Al-Jazeera said a statement by insurgents that accompanied the video charged the men with "working undercover as Christian peace activists."
Members of Christian Peacemaker said they were well aware of the dangers of doing their work in a war zone. Kimberly Prince, a full-time member of the group who is based in Colombia, said no one had ever been kidnapped in the history of the organization.
"Certainly all of us are aware we are working in war zones and what that means," she said. "It means we are all at risk for the things that everyone in a war zone is at risk for. That includes kidnapping, rape, torture and violence of all kinds. I think people are aware of the risk they are taking when they go into these situations."
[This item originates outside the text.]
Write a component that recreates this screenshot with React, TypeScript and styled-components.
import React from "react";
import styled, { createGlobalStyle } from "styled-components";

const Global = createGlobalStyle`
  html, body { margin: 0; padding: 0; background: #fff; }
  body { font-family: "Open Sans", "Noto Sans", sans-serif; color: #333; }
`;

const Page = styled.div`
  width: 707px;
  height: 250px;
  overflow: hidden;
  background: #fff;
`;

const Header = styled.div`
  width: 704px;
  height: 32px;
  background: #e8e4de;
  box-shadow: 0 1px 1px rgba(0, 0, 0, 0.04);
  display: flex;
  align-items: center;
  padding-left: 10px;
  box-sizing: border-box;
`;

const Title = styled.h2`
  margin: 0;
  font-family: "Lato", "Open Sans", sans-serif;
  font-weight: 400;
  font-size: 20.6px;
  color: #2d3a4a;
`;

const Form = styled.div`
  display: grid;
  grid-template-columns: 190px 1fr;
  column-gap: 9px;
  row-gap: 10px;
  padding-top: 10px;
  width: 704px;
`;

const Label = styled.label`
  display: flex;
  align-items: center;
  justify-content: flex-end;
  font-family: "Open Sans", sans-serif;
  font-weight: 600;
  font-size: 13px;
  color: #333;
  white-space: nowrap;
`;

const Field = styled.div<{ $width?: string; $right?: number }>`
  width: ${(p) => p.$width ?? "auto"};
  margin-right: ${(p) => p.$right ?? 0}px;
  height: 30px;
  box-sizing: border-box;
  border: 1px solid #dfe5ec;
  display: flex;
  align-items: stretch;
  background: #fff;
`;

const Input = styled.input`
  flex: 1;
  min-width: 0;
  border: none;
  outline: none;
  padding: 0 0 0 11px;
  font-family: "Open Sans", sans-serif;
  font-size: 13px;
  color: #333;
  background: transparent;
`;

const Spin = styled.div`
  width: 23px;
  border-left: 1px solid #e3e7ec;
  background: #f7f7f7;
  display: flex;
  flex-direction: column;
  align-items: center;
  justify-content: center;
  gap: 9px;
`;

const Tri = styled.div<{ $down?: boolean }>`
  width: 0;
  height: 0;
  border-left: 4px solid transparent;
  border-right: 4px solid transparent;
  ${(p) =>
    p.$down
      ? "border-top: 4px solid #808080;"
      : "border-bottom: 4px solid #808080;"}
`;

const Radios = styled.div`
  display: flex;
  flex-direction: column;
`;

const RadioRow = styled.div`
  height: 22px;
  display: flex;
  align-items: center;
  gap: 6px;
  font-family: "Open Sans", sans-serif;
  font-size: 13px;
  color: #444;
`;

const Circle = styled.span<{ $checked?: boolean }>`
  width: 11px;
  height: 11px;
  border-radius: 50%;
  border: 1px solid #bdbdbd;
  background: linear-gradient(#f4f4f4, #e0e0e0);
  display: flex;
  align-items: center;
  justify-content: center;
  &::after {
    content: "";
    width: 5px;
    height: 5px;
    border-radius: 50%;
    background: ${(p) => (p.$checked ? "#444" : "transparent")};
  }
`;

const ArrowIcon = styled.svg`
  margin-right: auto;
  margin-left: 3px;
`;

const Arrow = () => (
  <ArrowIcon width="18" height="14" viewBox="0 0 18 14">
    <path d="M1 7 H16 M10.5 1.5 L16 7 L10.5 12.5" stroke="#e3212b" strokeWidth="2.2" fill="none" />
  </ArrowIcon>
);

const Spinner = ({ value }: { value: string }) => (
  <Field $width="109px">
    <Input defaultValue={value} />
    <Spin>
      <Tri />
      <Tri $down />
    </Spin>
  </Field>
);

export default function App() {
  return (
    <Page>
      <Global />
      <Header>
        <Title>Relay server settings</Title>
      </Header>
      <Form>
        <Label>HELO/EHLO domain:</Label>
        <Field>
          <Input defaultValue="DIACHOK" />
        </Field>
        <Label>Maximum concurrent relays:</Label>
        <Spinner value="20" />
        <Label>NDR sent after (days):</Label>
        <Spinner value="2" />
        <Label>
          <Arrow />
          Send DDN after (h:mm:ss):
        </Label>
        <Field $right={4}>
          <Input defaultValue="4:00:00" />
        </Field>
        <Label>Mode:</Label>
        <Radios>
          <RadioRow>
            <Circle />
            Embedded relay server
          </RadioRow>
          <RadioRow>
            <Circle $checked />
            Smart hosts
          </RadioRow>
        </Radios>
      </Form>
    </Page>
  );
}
Friends said they began hearing Sunday that Fox might have been one of the four workers who were abducted. A prayer service was held Sunday night at the Langley Hill Friends Meeting and about 400 people attended, Maulden said. He said people have agreed to pray each day at 7 a.m. and 7 p.m. for the hostages' release.
"He is the most pleasant person you can imagine being around," said Maulden. "He is very low-key, very calm, very centered with a great sense of humor. When he first went over there and began sending back e-mails, he wasn't very good at it because he was giving us a feeling of what was going on around him, but not saying what was going on inside of him. He has gotten so good at describing life there."
The latest kidnappings were among several abductions and other violence reported recently as Iraq prepares for elections on Dec. 15.
In a separate kidnapping, a German woman and her driver were shown sitting blindfolded in another video delivered to a German television network in Baghdad. Family members in Germany said Susanne Osthoff, 43, and her driver had been missing since Friday.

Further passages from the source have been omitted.